Mary, this is the text to which I was referring. Perhaps it might be of some use (both Zhao and Briggs are cited by Varian):
-----
Although some California appellate courts previously held that the statute only protected acts closely related to "behavior protected by the Petition Clause" (Zhao v. Wong, 48 Cal.App.4th 1114, 1124 (1996)), the California Supreme Court recently rejected this view. In Briggs v. Eden Council for Hope and Opportunity 9 Cal.4th 1106 (January 21, 1999), the Court held that:
Even assuming, for purposes of argument, that plaintiffs accurately have characterized ECHO's activities as constituting neither self-interested nor general political speech, we cannot conclude such activities thereby necessarily fall outside the protection of the anti-SLAPP statute. Contrary to plaintiffs' implied suggestion, the statute does not require that a defendant moving to strike under section 425.16 demonstrate that its protected statements or writings were made on its own behalf (rather than, for example, on behalf of its clients or the general public). We agree, moreover, with the court in Braun v. Chronicle that "Zhao is incorrect in its assertion that the only activities qualifying for statutory protection are those which meet the lofty standard of pertaining to the heart of self-government." (Braun v.
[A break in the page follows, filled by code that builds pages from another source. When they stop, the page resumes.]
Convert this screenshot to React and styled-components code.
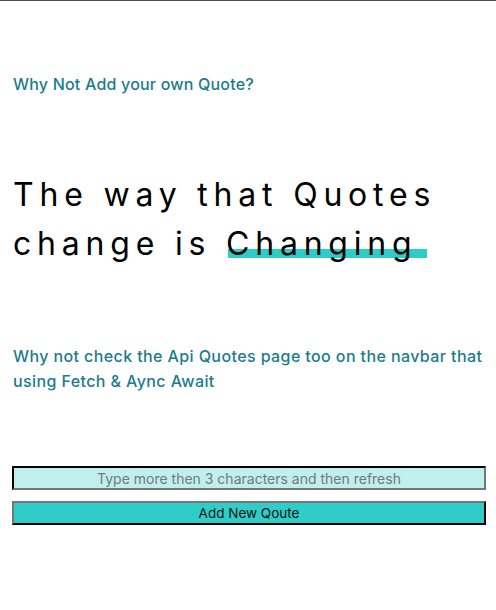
import React, { useState } from "react";
import styled, { createGlobalStyle } from "styled-components";

const GlobalStyle = createGlobalStyle`
  body {
    margin: 0;
    background: #fff;
    font-family: Inter, "DejaVu Sans", sans-serif;
  }
`;

const TopLine = styled.div`
  height: 1px;
  background: #4f4f4f;
`;

const Main = styled.main`
  padding: 0 10px 0 12px;
`;

const SubTitle = styled.h3`
  margin: 71px 0 0 1px;
  font-size: 16px;
  line-height: 24px;
  font-weight: 500;
  letter-spacing: 0.2px;
  color: #1b7c8c;
`;

const Title = styled.h1`
  margin: 74px 0 0 1px;
  font-size: 32px;
  line-height: 49px;
  font-weight: 400;
  letter-spacing: 5.8px;
  color: #000;
`;

const Mark = styled.span`
  position: relative;
  z-index: 0;
  &::after {
    content: "";
    position: absolute;
    z-index: -1;
    left: 2px;
    right: -10px;
    bottom: 5px;
    height: 9px;
    background: #2ecbc7;
  }
`;

const Info = styled.p`
  margin: 76px 0 0 1px;
  font-size: 16px;
  line-height: 25px;
  font-weight: 500;
  letter-spacing: 0.4px;
  color: #1b7c8c;
`;

const Form = styled.form`
  display: flex;
  flex-direction: column;
  gap: 11px;
  margin-top: 72px;
`;

const Input = styled.input`
  box-sizing: border-box;
  width: 100%;
  height: 24px;
  border: 2px inset #767676;
  border-color: #222 #767676 #767676 #222;
  background: #bff0ee;
  text-align: center;
  font-family: inherit;
  font-size: 14px;
  color: #333;
  &::placeholder {
    color: #777;
  }
`;

const Button = styled.button`
  box-sizing: border-box;
  width: 100%;
  height: 24px;
  border: 2px outset #767676;
  border-color: #767676 #222 #222 #767676;
  background: #2ecdc8;
  font-family: inherit;
  font-size: 13.5px;
  color: #111;
  cursor: pointer;
`;

export default function App() {
  const [quote, setQuote] = useState("");

  function addQuote(e) {
    e.preventDefault();
    if (quote.length > 3) setQuote("");
  }

  return (
    <>
      <GlobalStyle />
      <TopLine />
      <Main>
        <SubTitle>Why Not Add your own Quote?</SubTitle>
        <Title>
          The way that Quotes change is <Mark>Changing</Mark>
        </Title>
        <Info>Why not check the Api Quotes page too on the navbar that using Fetch &amp; Aync Await</Info>
        <Form onSubmit={addQuote}>
          <Input
            value={quote}
            onChange={e => setQuote(e.target.value)}
            placeholder="Type more then 3 characters and then refresh"
          />
          <Button>Add New Qoute</Button>
        </Form>
      </Main>
    </>
  );
}
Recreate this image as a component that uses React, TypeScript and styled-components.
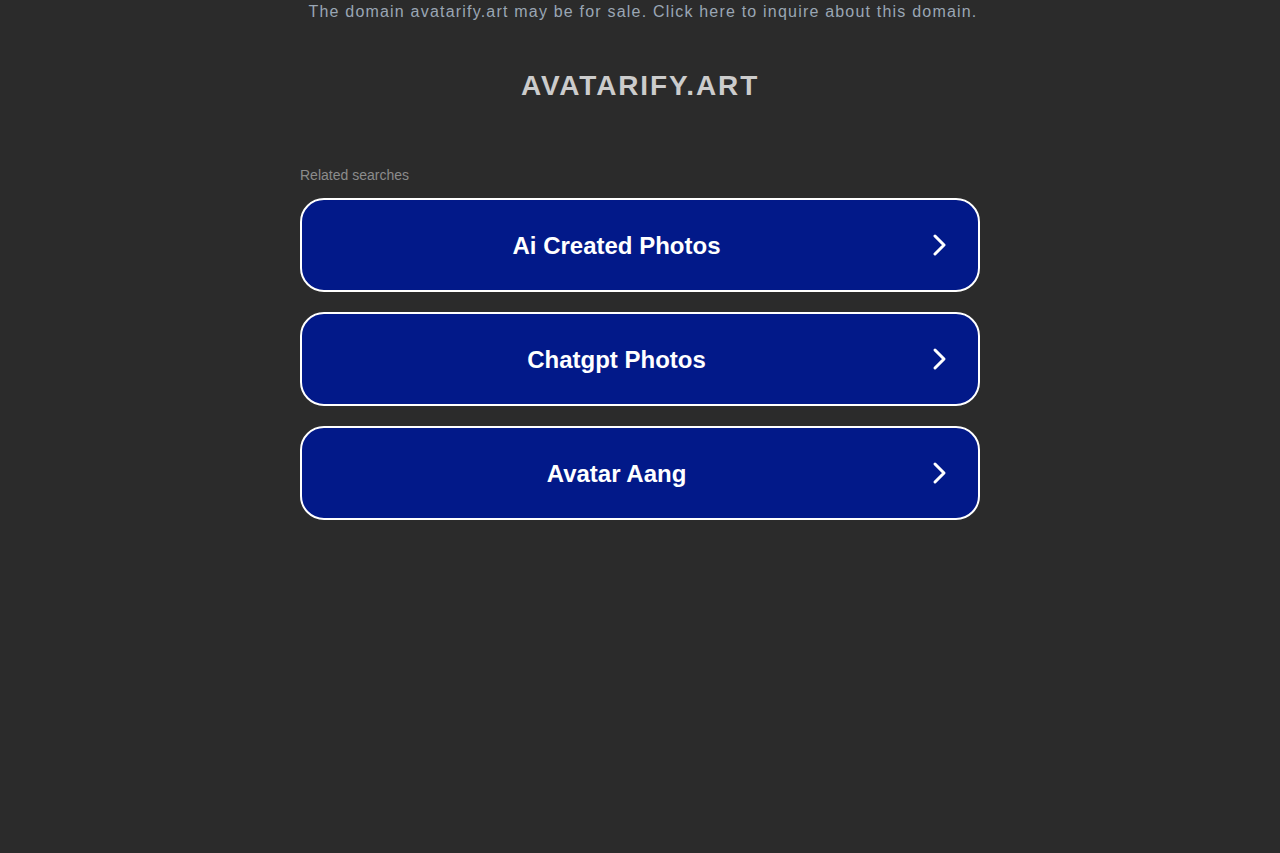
import * as React from 'react'
import styled, { createGlobalStyle } from 'styled-components'

const GlobalStyle = createGlobalStyle`
  html, body {
    margin: 0;
    padding: 0;
    background: #2b2b2b;
    font-family: 'Liberation Sans', Arial, sans-serif;
  }
`

const Page = styled.div`
  min-height: 853px;
  padding-top: 1px;
  box-sizing: border-box;
  display: flex;
  flex-direction: column;
  align-items: center;
`

const SaleNotice = styled.a`
  display: block;
  padding-left: 6px;
  font-size: 16px;
  line-height: 22px;
  letter-spacing: 1.2px;
  color: #9aa6b4;
  text-decoration: none;
  text-align: center;
`

const DomainTitle = styled.h1`
  margin: 46px 0 0;
  font-size: 28px;
  line-height: 34px;
  font-weight: 700;
  letter-spacing: 1.85px;
  color: #cccccc;
  text-align: center;
`

const Related = styled.section`
  width: 680px;
  margin-top: 63px;
  display: flex;
  flex-direction: column;
  gap: 20px;
`

const RelatedLabel = styled.div`
  font-size: 14px;
  line-height: 18px;
  color: #8c8c8c;
  margin-bottom: -6px;
`

const SearchLink = styled.a`
  box-sizing: border-box;
  height: 94px;
  display: flex;
  align-items: center;
  padding-right: 29px;
  background: #021989;
  border: 2px solid #ffffff;
  border-radius: 24px;
  color: #ffffff;
  text-decoration: none;
`

const SearchText = styled.span`
  flex: 1;
  padding-top: 2px;
  text-align: center;
  font-size: 24px;
  line-height: 30px;
  font-weight: 700;
`

const Chevron = () => (
  <svg width='18' height='24' viewBox='0 0 18 24' fill='none'>
    <polyline
      points='4,3 13,12 4,21'
      stroke='#ffffff'
      strokeWidth='3'
      strokeLinecap='round'
      strokeLinejoin='round'
    />
  </svg>
)

const searches = ['Ai Created Photos', 'Chatgpt Photos', 'Avatar Aang']

export default function App() {
  return (
    <>
      <GlobalStyle />
      <Page>
        <SaleNotice href='#'>
          The domain avatarify.art may be for sale. Click here to inquire about
          this domain.
        </SaleNotice>
        <DomainTitle>AVATARIFY.ART</DomainTitle>
        <Related>
          <RelatedLabel>Related searches</RelatedLabel>
          {searches.map((s) => (
            <SearchLink href='#' key={s}>
              <SearchText>{s}</SearchText>
              <Chevron />
            </SearchLink>
          ))}
        </Related>
      </Page>
    </>
  )
}
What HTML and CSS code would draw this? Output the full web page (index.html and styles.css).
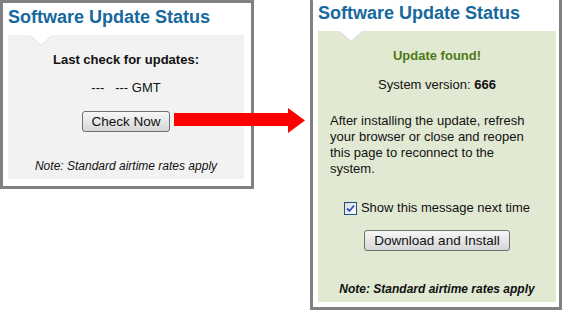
FILE: index.html
```html
<!DOCTYPE html>
<html>
<head>
  <meta charset="utf-8">
  <title>Software Update Status</title>
  <link rel="stylesheet" href="styles.css">
</head>
<body>
  <div class="scene">
    <section class="panel panel-check">
      <h2 class="panel-title">Software Update Status</h2>
      <div class="panel-body body-gray">
        <span class="notch"></span>
        <p class="label">Last check for updates:</p>
        <p class="stamp">---&nbsp;&nbsp;&nbsp;--- GMT</p>
        <button class="btn btn-check">Check Now</button>
        <p class="note">Note: Standard airtime rates apply</p>
      </div>
    </section>

    <!-- arrow sits over the gap between both panels -->
    <svg class="arrow" width="131" height="25" viewBox="0 0 131 25">
      <polygon points="0,5 114,5 114,0 131,12.5 114,25 114,18 0,18" fill="#ff0000"/>
    </svg>

    <section class="panel panel-found">
      <h2 class="panel-title">Software Update Status</h2>
      <div class="panel-body body-green">
        <span class="notch"></span>
        <p class="found">Update found!</p>
        <p class="version">System version: <b>666</b></p>
        <p class="info">After installing the update, refresh your browser or close and reopen this page to reconnect to the system.</p>
        <label class="show-again">
          <span class="check-box">
            <svg width="9" height="9" viewBox="0 0 9 9"><path d="M1 4.5 L3.5 7 L8 1.5" fill="none" stroke="#2a4fc0" stroke-width="1.8"/></svg>
          </span>
          Show this message next time
        </label>
        <button class="btn btn-install">Download and Install</button>
        <p class="note note-bold">Note: Standard airtime rates apply</p>
      </div>
    </section>
  </div>
</body>
</html>
```

FILE: styles.css
```css
body {
  margin: 0;
  background-color: white;
  font-family: "Liberation Sans", Arial, sans-serif;
  font-size: 13px;
  color: #111;
}
p {
  margin: 0;
}
.scene {
  position: relative;
  display: flex;
  align-items: flex-start;
  gap: 56px;
  width: 562px;
  height: 312px;
  overflow: hidden;
}
.panel {
  box-sizing: border-box;
  border: 3px solid #808080;
  background-color: white;
}
.panel-check {
  width: 254px;
  height: 189px;
  padding: 4px 7px 7px 5px;
}
.panel-found {
  width: 252px;
  height: 314px;
  margin-top: -4px;
  padding: 4px 3px 5px 5px;
}
.panel-title {
  margin: 0 0 8px 0;
  font-size: 18px;
  line-height: 20px;
  font-weight: bold;
  color: #16689e;
}
.panel-body {
  position: relative;
  display: flex;
  flex-direction: column;
  align-items: center;
  box-sizing: border-box;
}
.body-gray {
  height: 144px;
  padding-top: 17px;
  background-color: #f2f2f2;
}
.body-green {
  height: 271px;
  padding-top: 17px;
  background-color: #e2e9d3;
}
.notch {
  position: absolute;
  top: 0;
  left: 22px;
  width: 0;
  height: 0;
  border-left: 11px solid transparent;
  border-right: 11px solid transparent;
  border-top: 10px solid white;
  filter: drop-shadow(0 1px 0 #dcdcdc);
}
.label {
  font-weight: bold;
  line-height: 16px;
}
.stamp {
  margin-top: 12px;
  line-height: 16px;
}
.btn {
  box-sizing: border-box;
  height: 21px;
  padding: 0;
  border: 1px solid #707070;
  border-radius: 3px;
  background: linear-gradient(#f7f7f7, #e6e6e6 50%, #d6d6d6);
  font-family: inherit;
  font-size: 13.5px;
  color: #111;
  white-space: nowrap;
}
.btn-check {
  width: 88px;
  margin-top: 15px;
}
.btn-install {
  width: 146px;
  margin-top: 14px;
}
.note {
  margin-top: auto;
  margin-bottom: 6px;
  font-size: 12px;
  line-height: 14px;
  font-style: italic;
}
.note-bold {
  font-weight: bold;
}
.arrow {
  position: absolute;
  left: 174px;
  top: 108px;
}
.found {
  font-weight: bold;
  color: #4e7a16;
  line-height: 16px;
}
.version {
  margin-top: 13px;
  line-height: 16px;
}
.info {
  align-self: stretch;
  margin-top: 20px;
  padding: 0 22px 0 12px;
  line-height: 16px;
}
.show-again {
  display: flex;
  align-items: center;
  gap: 4px;
  margin-top: 23px;
  line-height: 16px;
}
.check-box {
  box-sizing: border-box;
  display: flex;
  align-items: center;
  justify-content: center;
  width: 13px;
  height: 13px;
  border: 1px solid #1c5180;
  background: linear-gradient(135deg, #dcdcd7, #ffffff);
}
```
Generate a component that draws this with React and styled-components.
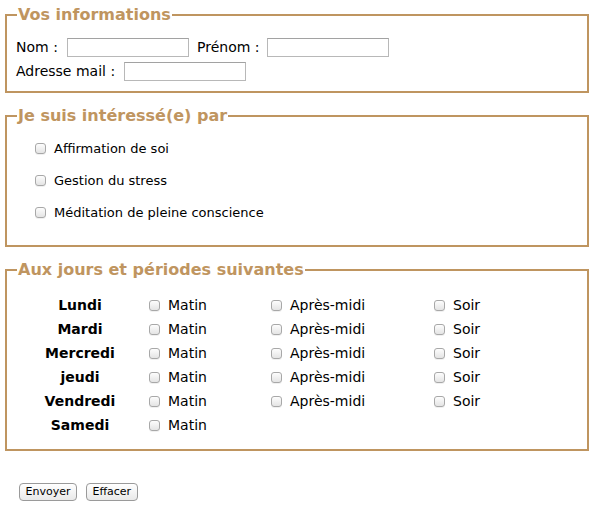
import React from "react";
import styled, { createGlobalStyle } from "styled-components";

const GOLD = "#bf9560";

const Global = createGlobalStyle`
  html, body { margin: 0; padding: 0; background: #fff; }
  body { font-family: "DejaVu Sans", Verdana, sans-serif; color: #000; }
`;

const Page = styled.form`
  padding: 5px 5px 0 5px;
`;

const Fieldset = styled.fieldset`
  margin: 0 0 13px;
  padding: ${(p) => p.$pad};
  border: 2px solid ${GOLD};
  min-width: 0;
`;

const Legend = styled.legend`
  margin-left: 2px;
  padding: 0 1px;
  font: bold 16px/20px "DejaVu Sans", Verdana, sans-serif;
  color: ${GOLD};
`;

const FieldRow = styled.div`
  display: flex;
  align-items: center;
  height: 24px;
  font-size: 14px;
`;

const FieldLabel = styled.label`
  width: ${(p) => p.$w}px;
  margin-left: ${(p) => p.$ml || 0}px;
  padding-left: 1px;
  box-sizing: border-box;
  white-space: nowrap;
`;

const TextInput = styled.input`
  width: 122px;
  height: 19px;
  box-sizing: border-box;
  margin: 0;
  padding: 1px 3px;
  border: 1px solid #b8b8b8;
  border-top-color: #a2a2a2;
  background: #fff;
  font: 13px "DejaVu Sans", sans-serif;
`;

const Check = styled.input.attrs({ type: "checkbox" })`
  appearance: none;
  -webkit-appearance: none;
  width: 11px;
  height: 11px;
  margin: 0;
  flex: none;
  border: 1px solid #a8a8a8;
  border-radius: 3px;
  background: linear-gradient(#fdfdfd, #e4e4e4);
  box-shadow: 0 1px 0 rgba(0, 0, 0, 0.06);
`;

const InterestRow = styled.label`
  display: flex;
  align-items: center;
  gap: 8px;
  height: 32px;
  padding-left: 20px;
  font-size: 13px;
`;

const DaysGrid = styled.div`
  display: grid;
  grid-template-columns: 130px 122px 163px 1fr;
  grid-auto-rows: 24px;
  align-items: center;
  font-size: 14px;
`;

const Day = styled.div`
  text-align: center;
  font-weight: bold;
  grid-column: 1;
`;

const Option = styled.label`
  display: flex;
  align-items: center;
  gap: 8px;
  padding-left: 4px;
  grid-column: ${(p) => p.$col};
`;

const Actions = styled.div`
  display: flex;
  gap: 9px;
  padding: 19px 0 0 14px;
`;

const Button = styled.button`
  height: 18px;
  box-sizing: border-box;
  padding: 0 5.5px;
  margin: 0;
  border: 1px solid #9a9a9a;
  border-radius: 4px;
  background: linear-gradient(#ffffff, #e9e9e9);
  font: 11px/14px "DejaVu Sans", Verdana, sans-serif;
  color: #000;
`;

const interests = [
  "Affirmation de soi",
  "Gestion du stress",
  "Méditation de pleine conscience",
];

const days = [
  { name: "Lundi", full: true },
  { name: "Mardi", full: true },
  { name: "Mercredi", full: true },
  { name: "jeudi", full: true },
  { name: "Vendredi", full: true },
  { name: "Samedi", full: false },
];

export default function App() {
  return (
    <>
      <Global />
      <Page onSubmit={(e) => e.preventDefault()}>
        <Fieldset $pad="10px 8px 8px">
          <Legend>Vos informations</Legend>
          <FieldRow>
            <FieldLabel $w={52}>Nom :</FieldLabel>
            <TextInput type="text" />
            <FieldLabel $w={71} $ml={7}>Prénom :</FieldLabel>
            <TextInput type="text" />
          </FieldRow>
          <FieldRow>
            <FieldLabel $w={109}>Adresse mail :</FieldLabel>
            <TextInput type="text" />
          </FieldRow>
        </Fieldset>

        <Fieldset $pad="6px 8px 17px">
          <Legend>Je suis intéressé(e) par</Legend>
          {interests.map((t) => (
            <InterestRow key={t}>
              <Check />
              <span>{t}</span>
            </InterestRow>
          ))}
        </Fieldset>

        <Fieldset $pad="13px 8px 12px">
          <Legend>Aux jours et périodes suivantes</Legend>
          <DaysGrid>
            {days.map((d) => (
              <React.Fragment key={d.name}>
                <Day>{d.name}</Day>
                <Option $col={2}>
                  <Check />
                  <span>Matin</span>
                </Option>
                {d.full && (
                  <>
                    <Option $col={3}>
                      <Check />
                      <span>Après-midi</span>
                    </Option>
                    <Option $col={4}>
                      <Check />
                      <span>Soir</span>
                    </Option>
                  </>
                )}
              </React.Fragment>
            ))}
          </DaysGrid>
        </Fieldset>

        <Actions>
          <Button type="submit">Envoyer</Button>
          <Button type="reset">Effacer</Button>
        </Actions>
      </Page>
    </>
  );
}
Chronicle, supra, 52 Cal.App.4th at pp. 1046-1047.)
In short, where 1) defendants have any written or oral statement or writing made in a place open to the public or a public forum in connection with an issue of public interest, each cause of action concerning those communications must be stricken unless 2) the Court determines that the plaintiff has established that there is a probability that the plaintiff will prevail on the claim.